Each of these subject areas or stories that I mention in the previous post could be told by our own historians in hundreds, thousands of different ways, while always leaving much more still to be said. For as I would say the information available to us today online may be infinite and the historians among us who would describe what is happening would have to at least consider the infinite quantity of material available to them, without ever being able to take into account more than a tiny fraction of what’s our there. So what does the historian do? They write their own histories, and they compete with the hundreds of others writing no less their own histories often of the same controversy or war time battle for the reader’s attention.
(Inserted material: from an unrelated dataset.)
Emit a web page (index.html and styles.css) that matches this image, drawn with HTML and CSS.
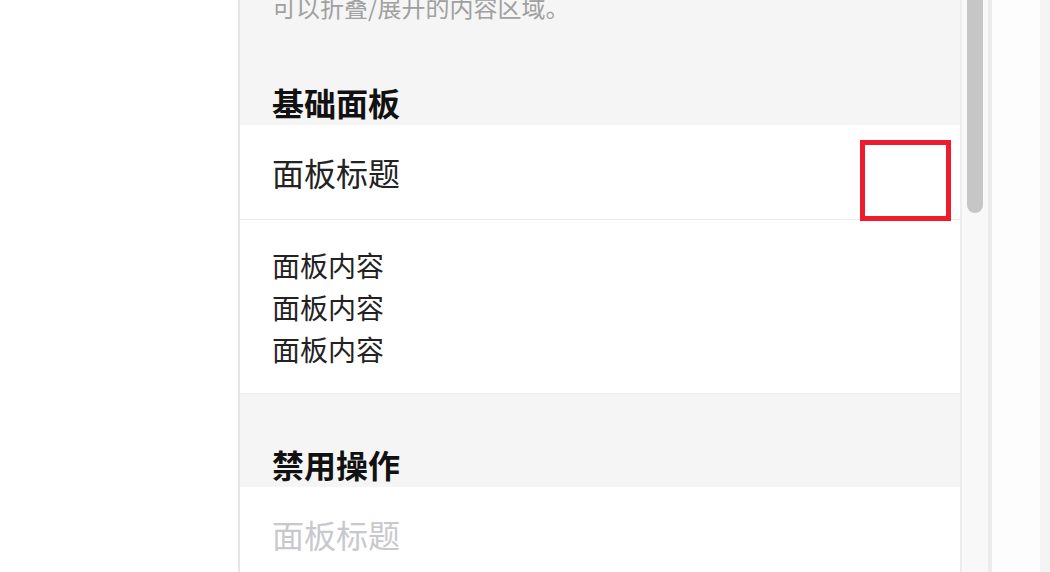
FILE: index.html
```html
<!DOCTYPE html>
<html lang="zh-CN">
<head>
    <meta charset="UTF-8">
    <meta name="viewport" content="width=device-width, initial-scale=1.0">
    <title>Collapse 折叠面板</title>
    <link rel="stylesheet" href="styles.css">
</head>
<body>
    <div class="stage">
        <div class="device">
            <div class="viewport">
                <div class="page">
                    <p class="intro">可以折叠/展开的内容区域。</p>

                    <h2 class="demo-title">基础面板</h2>
                    <div class="panel">
                        <div class="panel-head">
                            <span>面板标题</span>
                            <span class="arrow-box"></span>
                        </div>
                        <div class="panel-body">
                            <div>面板内容</div>
                            <div>面板内容</div>
                            <div>面板内容</div>
                        </div>
                    </div>

                    <h2 class="demo-title gap">禁用操作</h2>
                    <div class="panel">
                        <div class="panel-head disabled">
                            <span>面板标题</span>
                        </div>
                    </div>
                </div>
            </div>
            <div class="scrollbar">
                <div class="thumb"></div>
            </div>
        </div>
        <div class="side"></div>
        <div class="edge"></div>
    </div>
</body>
</html>
```

FILE: styles.css
```css
html, body { margin: 0; height: 100%; background: #fff; }
body { font-family: "Noto Sans CJK SC", "Noto Sans", sans-serif; overflow: hidden; }

.stage { display: flex; height: 572px; padding-left: 238px; }
.device { display: flex; border-left: 2px solid #e6e6e6; border-right: 4px solid #ececec; }
.viewport { width: 720px; height: 572px; overflow: hidden; background: #f5f5f5; border-right: 2px solid #ececec; }
.page { margin-top: -11px; }

.intro { margin: 0; padding: 0 32px; font-size: 24px; line-height: 36px; color: #a0a0a0; }
.demo-title { margin: 0; padding: 54px 32px 0; font-size: 32px; line-height: 46px; font-weight: bold; color: #111; }
.demo-title.gap { padding-top: 47px; }

.panel { background: #fff; }
.panel-head { position: relative; display: flex; align-items: center; padding: 24px 32px; font-size: 32px; line-height: 46px; color: #222; border-bottom: 1px solid #ebebeb; }
.panel-head.disabled { color: #c8c9cc; border-bottom: none; }
.arrow-box { position: absolute; right: 9px; top: 15px; width: 91px; height: 81px; box-sizing: border-box; border: 5px solid #ef1d2c; }
.panel-body { padding: 24px 32px 23px; font-size: 28px; line-height: 42px; color: #222; border-bottom: 1px solid #ebebeb; }

.scrollbar { width: 26px; background: #f8f8f8; display: flex; justify-content: center; }
.thumb { width: 16px; height: 213px; background: #c6c6c6; border-radius: 0 0 8px 8px; }

.side { width: 48px; background: #fdfdfd; }
.edge { flex: 1; background: #f4f4f4; }
```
Imagine now the existence of thousands of world voyagers much like Herodotus, writing about what they are observing in their travels. You don’t have to imagine it for it is happening right now. Why the New York Times and so many of the other Fake News publications do this every day. They have amazing writers and reporters that go out there into the world, much like Herodotus, to come back and tell us what they’ve seen. And I never tire of reading them, for reading them there is always more to learn about the world, more I did not know.
Imagine a thousand or more individuals with the intelligence and sensitivity of Thucydides looking closely at our own wars, giving us full descriptions of what happened, and more important what was going on underneath the surface disagreements and battles. Herodotus and Thucydides where are you now? Well you may very well be here with us but in multiple copies, and that’s good.
And I haven’t even mentioned Homer. But I’m sure he’s here too, somewhere. When you have thousands of us looking about us and writing about what we see it’s inevitable that there will be some of them who will have as much to tell us about our world, more actually, than the ancients, when there were only a very few, writing, about their own compared to ours, tiny world. Because today’s historians, and perhaps poets also, will have read the ancients and incorporated the ancient wisdom into their own works. Or something like that… I often think that we live in the best of times, assuming that we will have a decent guy as our president in January of 2021.